- [Supplied records]
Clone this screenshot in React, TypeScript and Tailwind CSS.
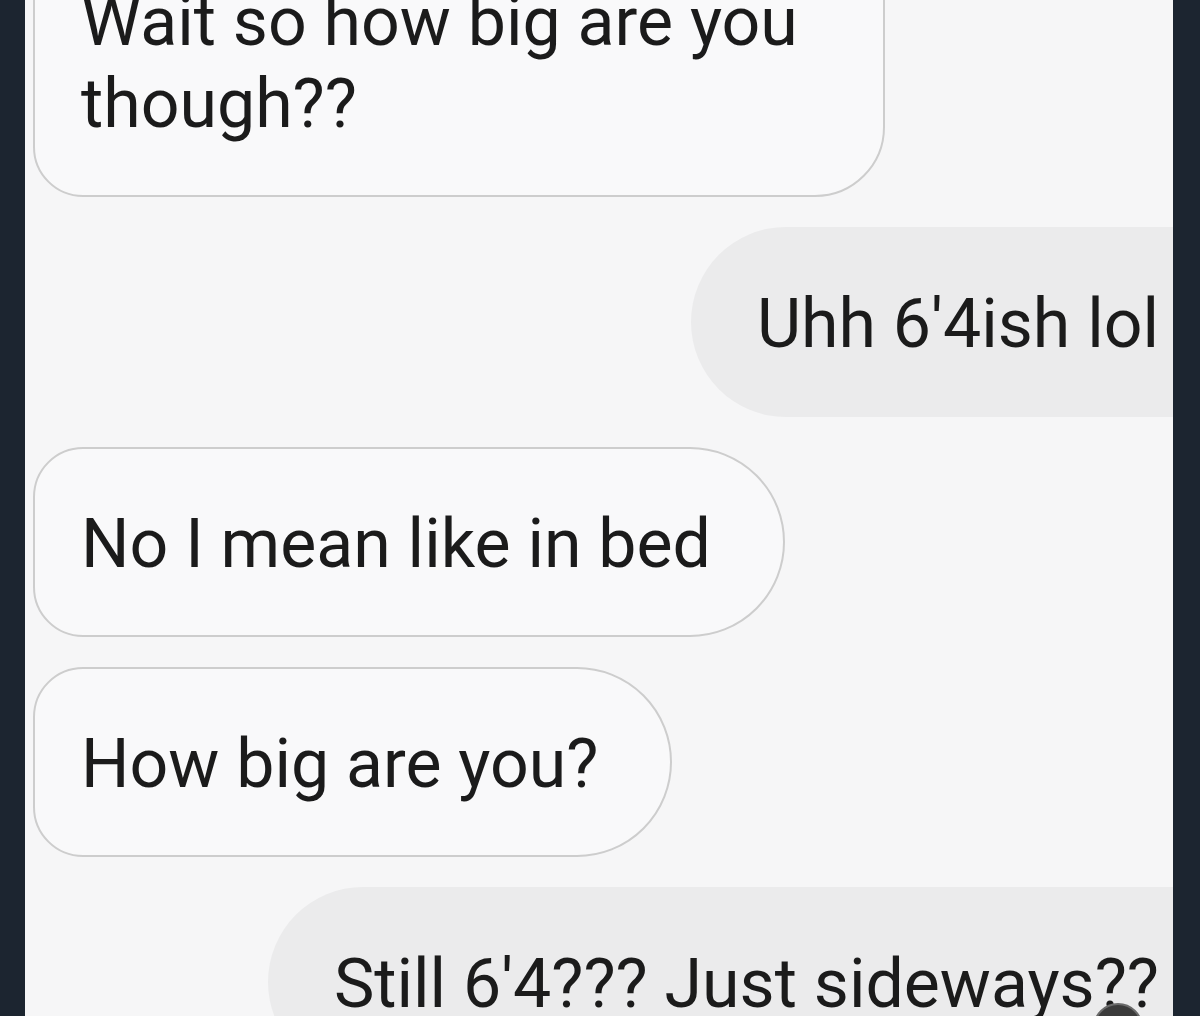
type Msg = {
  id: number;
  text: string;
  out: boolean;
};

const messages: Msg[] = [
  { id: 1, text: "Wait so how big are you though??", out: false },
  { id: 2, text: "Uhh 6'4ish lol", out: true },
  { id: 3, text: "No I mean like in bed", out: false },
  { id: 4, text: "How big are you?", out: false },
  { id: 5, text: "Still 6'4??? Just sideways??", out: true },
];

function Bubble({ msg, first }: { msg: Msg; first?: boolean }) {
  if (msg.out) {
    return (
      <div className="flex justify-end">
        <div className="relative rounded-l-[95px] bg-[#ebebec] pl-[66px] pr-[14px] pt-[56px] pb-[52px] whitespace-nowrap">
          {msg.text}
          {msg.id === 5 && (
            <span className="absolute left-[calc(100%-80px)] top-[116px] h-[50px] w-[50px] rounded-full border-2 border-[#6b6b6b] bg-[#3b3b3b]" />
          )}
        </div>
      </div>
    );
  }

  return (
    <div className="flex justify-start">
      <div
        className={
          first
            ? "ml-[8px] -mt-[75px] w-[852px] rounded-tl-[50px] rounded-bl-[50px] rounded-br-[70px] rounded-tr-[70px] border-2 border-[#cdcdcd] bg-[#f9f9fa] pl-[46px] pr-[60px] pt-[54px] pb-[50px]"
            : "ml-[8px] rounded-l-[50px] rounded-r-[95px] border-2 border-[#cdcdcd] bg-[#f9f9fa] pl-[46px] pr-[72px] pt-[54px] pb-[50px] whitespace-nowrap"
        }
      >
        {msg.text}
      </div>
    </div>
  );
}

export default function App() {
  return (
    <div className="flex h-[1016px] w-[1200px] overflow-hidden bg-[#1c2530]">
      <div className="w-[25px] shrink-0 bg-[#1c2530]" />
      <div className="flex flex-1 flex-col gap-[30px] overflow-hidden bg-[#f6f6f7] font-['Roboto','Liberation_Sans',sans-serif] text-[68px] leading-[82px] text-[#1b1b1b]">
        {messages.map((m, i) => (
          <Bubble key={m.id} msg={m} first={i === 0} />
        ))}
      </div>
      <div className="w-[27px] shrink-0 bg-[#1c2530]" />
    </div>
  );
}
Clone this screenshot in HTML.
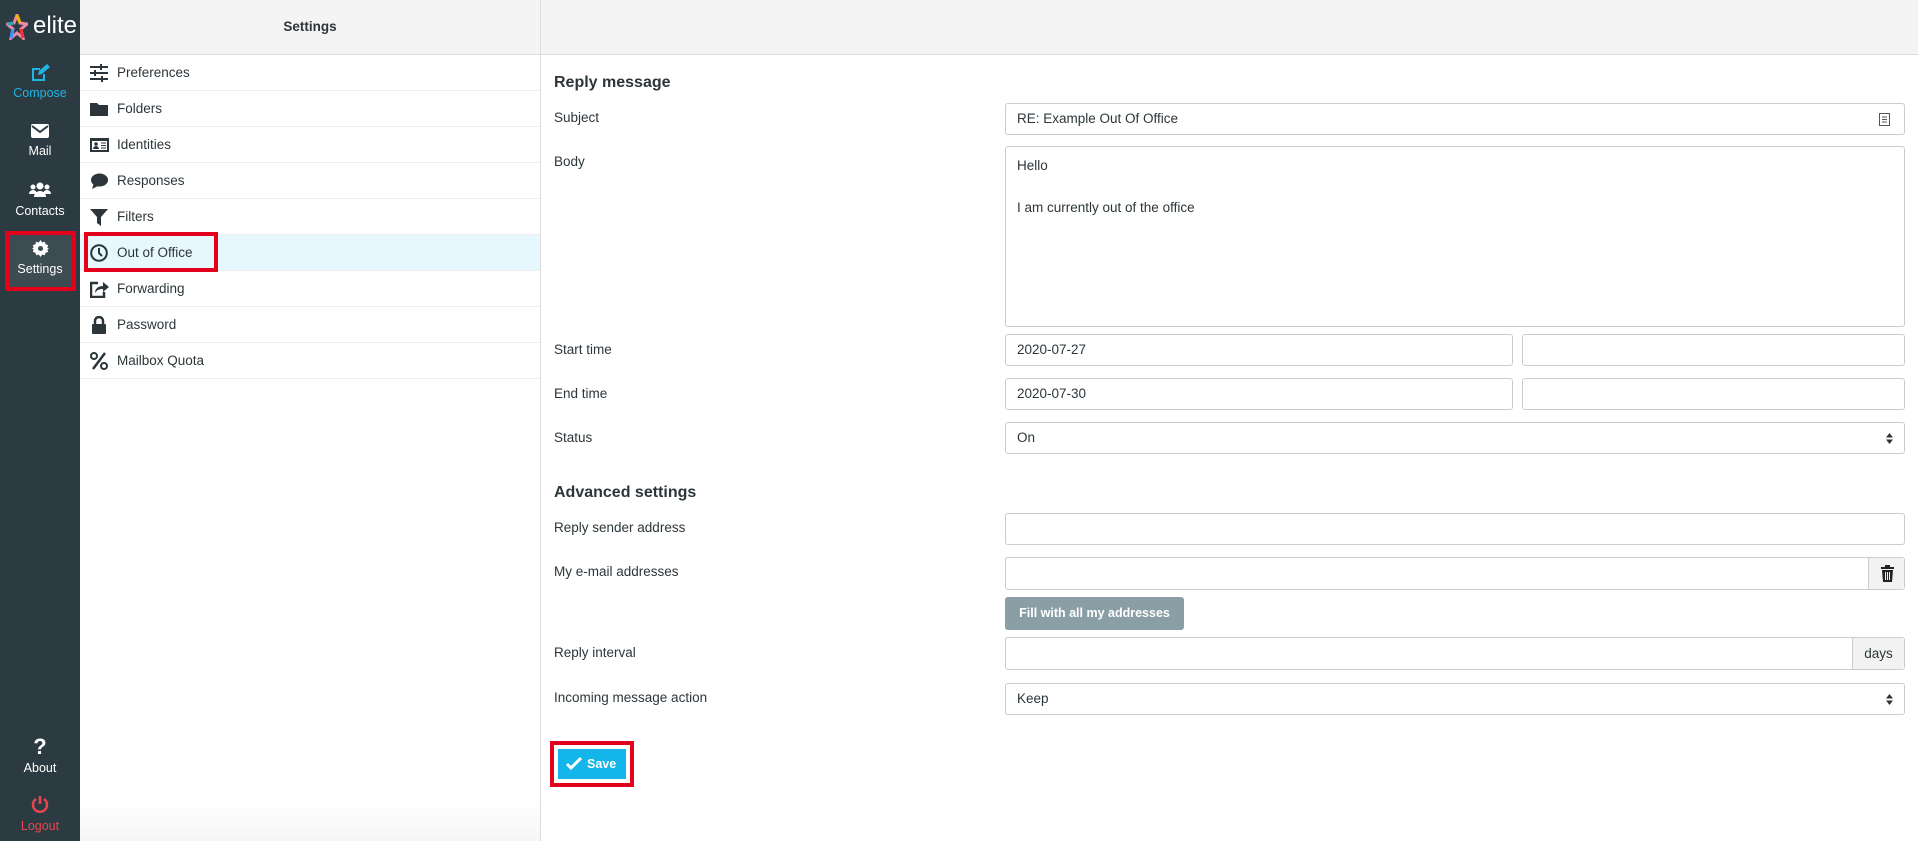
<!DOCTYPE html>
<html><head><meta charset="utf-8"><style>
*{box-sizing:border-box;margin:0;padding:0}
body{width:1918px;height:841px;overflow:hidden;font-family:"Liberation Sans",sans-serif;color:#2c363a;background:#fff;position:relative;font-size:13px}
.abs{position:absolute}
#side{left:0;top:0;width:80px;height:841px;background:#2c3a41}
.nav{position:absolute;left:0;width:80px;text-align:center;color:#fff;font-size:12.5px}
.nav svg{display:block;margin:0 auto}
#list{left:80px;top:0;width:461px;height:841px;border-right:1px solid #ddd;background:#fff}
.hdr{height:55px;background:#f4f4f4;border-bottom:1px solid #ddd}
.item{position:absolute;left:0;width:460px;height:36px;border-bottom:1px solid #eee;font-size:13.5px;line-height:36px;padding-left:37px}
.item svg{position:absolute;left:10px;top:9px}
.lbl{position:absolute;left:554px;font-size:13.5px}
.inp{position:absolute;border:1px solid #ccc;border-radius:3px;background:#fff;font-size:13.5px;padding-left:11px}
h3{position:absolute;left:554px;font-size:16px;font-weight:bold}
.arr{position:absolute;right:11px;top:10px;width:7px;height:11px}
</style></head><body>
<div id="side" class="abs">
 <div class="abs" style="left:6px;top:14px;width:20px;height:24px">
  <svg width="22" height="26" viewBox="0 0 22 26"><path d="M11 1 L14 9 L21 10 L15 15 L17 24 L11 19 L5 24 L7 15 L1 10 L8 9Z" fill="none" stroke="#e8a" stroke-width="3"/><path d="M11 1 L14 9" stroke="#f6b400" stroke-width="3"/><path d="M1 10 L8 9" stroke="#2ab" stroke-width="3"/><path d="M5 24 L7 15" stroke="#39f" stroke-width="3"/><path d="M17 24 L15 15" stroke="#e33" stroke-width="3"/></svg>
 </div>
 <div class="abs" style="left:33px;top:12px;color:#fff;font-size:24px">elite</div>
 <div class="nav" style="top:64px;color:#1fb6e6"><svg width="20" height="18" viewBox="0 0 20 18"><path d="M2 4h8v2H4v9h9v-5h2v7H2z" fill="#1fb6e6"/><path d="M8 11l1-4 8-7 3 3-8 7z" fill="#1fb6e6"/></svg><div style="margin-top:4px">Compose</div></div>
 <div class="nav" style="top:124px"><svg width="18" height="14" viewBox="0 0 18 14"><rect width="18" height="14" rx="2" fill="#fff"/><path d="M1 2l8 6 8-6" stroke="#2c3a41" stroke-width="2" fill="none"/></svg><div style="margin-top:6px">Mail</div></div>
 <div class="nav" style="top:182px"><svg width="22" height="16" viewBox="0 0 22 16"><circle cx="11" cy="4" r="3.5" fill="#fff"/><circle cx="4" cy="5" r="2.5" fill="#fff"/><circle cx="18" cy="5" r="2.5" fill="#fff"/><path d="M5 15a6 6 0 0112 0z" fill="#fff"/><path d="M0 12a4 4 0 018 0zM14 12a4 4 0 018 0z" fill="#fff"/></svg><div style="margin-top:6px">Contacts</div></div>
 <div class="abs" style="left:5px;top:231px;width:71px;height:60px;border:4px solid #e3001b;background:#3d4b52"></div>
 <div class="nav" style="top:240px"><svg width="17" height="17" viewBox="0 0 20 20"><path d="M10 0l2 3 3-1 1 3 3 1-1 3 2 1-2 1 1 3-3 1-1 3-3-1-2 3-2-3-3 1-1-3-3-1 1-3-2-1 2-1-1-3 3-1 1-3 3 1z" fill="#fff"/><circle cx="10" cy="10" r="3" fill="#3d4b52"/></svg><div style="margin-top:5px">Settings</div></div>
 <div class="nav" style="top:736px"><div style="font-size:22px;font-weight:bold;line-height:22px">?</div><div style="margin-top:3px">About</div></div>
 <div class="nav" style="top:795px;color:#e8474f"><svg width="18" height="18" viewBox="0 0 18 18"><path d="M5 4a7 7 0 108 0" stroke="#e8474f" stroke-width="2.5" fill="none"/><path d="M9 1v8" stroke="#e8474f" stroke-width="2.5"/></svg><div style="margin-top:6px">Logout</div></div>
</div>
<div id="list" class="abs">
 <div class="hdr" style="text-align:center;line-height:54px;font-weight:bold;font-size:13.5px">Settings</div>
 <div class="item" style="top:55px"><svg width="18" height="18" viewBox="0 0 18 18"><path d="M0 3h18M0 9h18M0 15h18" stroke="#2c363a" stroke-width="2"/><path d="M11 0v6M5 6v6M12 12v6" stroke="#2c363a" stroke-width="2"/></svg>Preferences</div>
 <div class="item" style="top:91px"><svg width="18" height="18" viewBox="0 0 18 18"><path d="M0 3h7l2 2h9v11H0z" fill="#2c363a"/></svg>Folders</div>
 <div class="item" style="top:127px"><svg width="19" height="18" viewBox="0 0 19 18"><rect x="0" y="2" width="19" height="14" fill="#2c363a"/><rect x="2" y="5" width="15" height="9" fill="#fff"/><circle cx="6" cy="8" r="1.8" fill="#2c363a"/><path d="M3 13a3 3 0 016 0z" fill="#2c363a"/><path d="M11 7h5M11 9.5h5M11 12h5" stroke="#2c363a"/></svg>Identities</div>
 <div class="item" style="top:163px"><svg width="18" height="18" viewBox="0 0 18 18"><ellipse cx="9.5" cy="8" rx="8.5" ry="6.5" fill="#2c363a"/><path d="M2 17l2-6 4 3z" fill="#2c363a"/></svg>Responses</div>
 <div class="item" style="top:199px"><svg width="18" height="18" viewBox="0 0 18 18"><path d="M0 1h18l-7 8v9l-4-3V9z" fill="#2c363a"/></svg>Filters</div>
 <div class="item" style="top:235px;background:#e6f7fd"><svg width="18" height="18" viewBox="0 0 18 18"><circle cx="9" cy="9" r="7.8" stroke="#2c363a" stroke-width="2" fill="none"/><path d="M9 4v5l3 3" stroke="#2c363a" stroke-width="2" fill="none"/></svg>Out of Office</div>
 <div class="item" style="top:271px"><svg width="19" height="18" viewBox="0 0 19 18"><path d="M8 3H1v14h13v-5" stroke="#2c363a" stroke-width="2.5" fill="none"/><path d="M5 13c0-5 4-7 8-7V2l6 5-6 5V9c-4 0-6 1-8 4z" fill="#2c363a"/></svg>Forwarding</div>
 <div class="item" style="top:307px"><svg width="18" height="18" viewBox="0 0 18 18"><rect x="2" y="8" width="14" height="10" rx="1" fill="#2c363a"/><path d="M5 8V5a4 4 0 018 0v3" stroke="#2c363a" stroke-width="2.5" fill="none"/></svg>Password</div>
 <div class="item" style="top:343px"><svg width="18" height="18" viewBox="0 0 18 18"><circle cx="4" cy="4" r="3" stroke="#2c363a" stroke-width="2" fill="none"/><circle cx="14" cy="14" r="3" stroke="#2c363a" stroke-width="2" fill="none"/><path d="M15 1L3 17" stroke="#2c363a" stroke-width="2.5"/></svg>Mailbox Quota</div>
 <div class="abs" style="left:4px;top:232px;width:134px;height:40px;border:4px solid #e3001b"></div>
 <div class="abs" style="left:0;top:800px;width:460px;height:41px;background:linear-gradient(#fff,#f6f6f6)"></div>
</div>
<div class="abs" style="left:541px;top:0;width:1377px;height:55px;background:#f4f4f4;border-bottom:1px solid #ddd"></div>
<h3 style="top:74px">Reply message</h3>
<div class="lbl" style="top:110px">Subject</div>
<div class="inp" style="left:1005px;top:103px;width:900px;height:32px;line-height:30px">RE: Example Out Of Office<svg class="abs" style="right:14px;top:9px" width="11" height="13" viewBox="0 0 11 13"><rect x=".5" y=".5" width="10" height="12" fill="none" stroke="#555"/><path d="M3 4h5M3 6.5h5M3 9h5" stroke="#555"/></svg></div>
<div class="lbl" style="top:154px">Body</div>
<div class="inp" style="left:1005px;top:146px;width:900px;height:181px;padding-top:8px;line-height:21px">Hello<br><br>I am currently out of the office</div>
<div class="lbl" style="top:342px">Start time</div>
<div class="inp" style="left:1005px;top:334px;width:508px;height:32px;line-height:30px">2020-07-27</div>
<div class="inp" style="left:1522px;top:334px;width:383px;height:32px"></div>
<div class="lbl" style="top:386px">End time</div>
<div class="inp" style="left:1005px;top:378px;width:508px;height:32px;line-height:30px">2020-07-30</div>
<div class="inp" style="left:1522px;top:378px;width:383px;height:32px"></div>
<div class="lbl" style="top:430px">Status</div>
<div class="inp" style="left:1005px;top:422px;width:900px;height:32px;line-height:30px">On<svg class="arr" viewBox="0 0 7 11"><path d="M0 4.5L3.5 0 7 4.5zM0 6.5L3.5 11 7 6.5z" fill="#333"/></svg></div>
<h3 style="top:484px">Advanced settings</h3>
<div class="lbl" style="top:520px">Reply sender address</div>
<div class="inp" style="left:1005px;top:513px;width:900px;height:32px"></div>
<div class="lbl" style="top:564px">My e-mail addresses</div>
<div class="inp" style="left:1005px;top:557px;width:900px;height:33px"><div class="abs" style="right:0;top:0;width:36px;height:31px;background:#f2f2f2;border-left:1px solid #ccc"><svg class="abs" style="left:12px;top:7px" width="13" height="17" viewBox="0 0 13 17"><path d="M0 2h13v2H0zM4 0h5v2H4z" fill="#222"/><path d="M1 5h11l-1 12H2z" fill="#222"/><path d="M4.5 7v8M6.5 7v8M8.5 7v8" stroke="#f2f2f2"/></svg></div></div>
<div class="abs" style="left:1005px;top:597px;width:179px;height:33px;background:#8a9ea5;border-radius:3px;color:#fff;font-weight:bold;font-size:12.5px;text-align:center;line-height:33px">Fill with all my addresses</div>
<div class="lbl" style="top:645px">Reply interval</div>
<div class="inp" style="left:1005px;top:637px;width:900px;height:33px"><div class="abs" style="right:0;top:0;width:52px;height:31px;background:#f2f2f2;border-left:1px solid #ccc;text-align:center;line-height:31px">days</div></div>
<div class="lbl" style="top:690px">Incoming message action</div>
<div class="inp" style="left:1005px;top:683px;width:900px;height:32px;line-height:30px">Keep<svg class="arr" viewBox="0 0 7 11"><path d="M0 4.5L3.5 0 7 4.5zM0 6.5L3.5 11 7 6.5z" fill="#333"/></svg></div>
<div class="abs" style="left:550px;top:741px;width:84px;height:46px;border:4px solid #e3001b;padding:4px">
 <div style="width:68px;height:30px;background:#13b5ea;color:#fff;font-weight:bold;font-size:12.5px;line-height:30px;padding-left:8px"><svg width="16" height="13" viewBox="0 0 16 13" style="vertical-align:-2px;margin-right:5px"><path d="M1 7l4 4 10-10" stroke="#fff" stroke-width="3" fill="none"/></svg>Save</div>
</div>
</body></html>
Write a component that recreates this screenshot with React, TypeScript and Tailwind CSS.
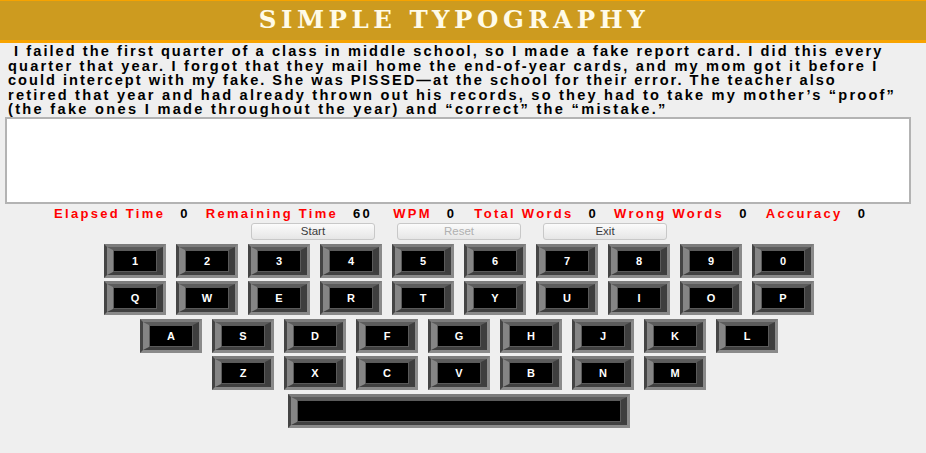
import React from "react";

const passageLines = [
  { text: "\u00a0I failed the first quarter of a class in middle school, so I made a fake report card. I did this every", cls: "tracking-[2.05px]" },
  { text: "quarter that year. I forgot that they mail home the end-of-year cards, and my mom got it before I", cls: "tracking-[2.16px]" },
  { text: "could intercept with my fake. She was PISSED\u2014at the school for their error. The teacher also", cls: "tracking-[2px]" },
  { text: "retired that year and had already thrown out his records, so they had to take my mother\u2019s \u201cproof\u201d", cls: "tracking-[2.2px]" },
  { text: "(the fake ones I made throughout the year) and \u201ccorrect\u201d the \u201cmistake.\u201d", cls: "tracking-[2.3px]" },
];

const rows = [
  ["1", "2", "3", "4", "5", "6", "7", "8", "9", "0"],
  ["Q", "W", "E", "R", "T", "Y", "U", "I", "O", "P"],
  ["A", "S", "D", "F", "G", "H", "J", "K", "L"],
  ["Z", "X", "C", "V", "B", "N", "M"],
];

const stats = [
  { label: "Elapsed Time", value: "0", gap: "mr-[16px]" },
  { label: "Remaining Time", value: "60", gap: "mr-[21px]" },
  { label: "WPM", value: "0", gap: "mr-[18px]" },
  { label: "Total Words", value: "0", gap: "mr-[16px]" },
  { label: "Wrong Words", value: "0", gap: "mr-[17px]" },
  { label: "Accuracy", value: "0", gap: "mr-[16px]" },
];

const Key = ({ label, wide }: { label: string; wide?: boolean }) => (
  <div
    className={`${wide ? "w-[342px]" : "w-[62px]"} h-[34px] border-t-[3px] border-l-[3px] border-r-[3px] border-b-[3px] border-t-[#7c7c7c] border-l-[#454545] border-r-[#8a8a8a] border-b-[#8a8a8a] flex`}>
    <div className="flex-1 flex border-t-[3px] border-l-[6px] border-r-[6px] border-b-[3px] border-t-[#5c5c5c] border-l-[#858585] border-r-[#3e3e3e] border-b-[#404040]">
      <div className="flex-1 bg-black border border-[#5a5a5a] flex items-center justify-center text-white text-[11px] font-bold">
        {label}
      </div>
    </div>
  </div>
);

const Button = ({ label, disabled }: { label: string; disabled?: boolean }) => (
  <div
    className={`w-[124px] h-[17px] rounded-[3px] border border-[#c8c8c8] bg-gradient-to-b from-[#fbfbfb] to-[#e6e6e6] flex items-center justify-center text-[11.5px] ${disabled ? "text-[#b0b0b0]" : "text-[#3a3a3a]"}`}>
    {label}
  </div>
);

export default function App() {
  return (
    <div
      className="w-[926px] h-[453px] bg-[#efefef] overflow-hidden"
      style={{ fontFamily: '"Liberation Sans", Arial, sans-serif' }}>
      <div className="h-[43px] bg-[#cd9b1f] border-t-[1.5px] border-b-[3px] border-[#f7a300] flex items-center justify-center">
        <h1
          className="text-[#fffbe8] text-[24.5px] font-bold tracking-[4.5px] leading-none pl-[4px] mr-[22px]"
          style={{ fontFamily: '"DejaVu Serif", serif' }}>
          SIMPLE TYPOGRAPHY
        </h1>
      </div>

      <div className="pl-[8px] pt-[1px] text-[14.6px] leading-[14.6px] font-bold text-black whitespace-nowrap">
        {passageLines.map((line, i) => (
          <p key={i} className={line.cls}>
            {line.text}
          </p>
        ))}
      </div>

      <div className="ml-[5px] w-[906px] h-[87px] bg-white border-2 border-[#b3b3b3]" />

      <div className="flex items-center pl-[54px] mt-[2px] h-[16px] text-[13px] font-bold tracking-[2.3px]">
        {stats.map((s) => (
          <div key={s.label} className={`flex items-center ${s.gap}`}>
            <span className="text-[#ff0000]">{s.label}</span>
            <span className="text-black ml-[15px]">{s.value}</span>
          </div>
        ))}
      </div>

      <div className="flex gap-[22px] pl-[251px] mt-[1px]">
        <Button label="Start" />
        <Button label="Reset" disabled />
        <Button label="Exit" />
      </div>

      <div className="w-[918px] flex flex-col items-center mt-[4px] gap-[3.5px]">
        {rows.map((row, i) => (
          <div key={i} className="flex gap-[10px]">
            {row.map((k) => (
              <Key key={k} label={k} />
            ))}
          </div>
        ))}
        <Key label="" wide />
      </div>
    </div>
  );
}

- [Aim] Copy in full each line that holds the word "Clone".

- [Solution]
Clone this screenshot in React, TypeScript and Tailwind CSS.
Clone this screenshot in HTML.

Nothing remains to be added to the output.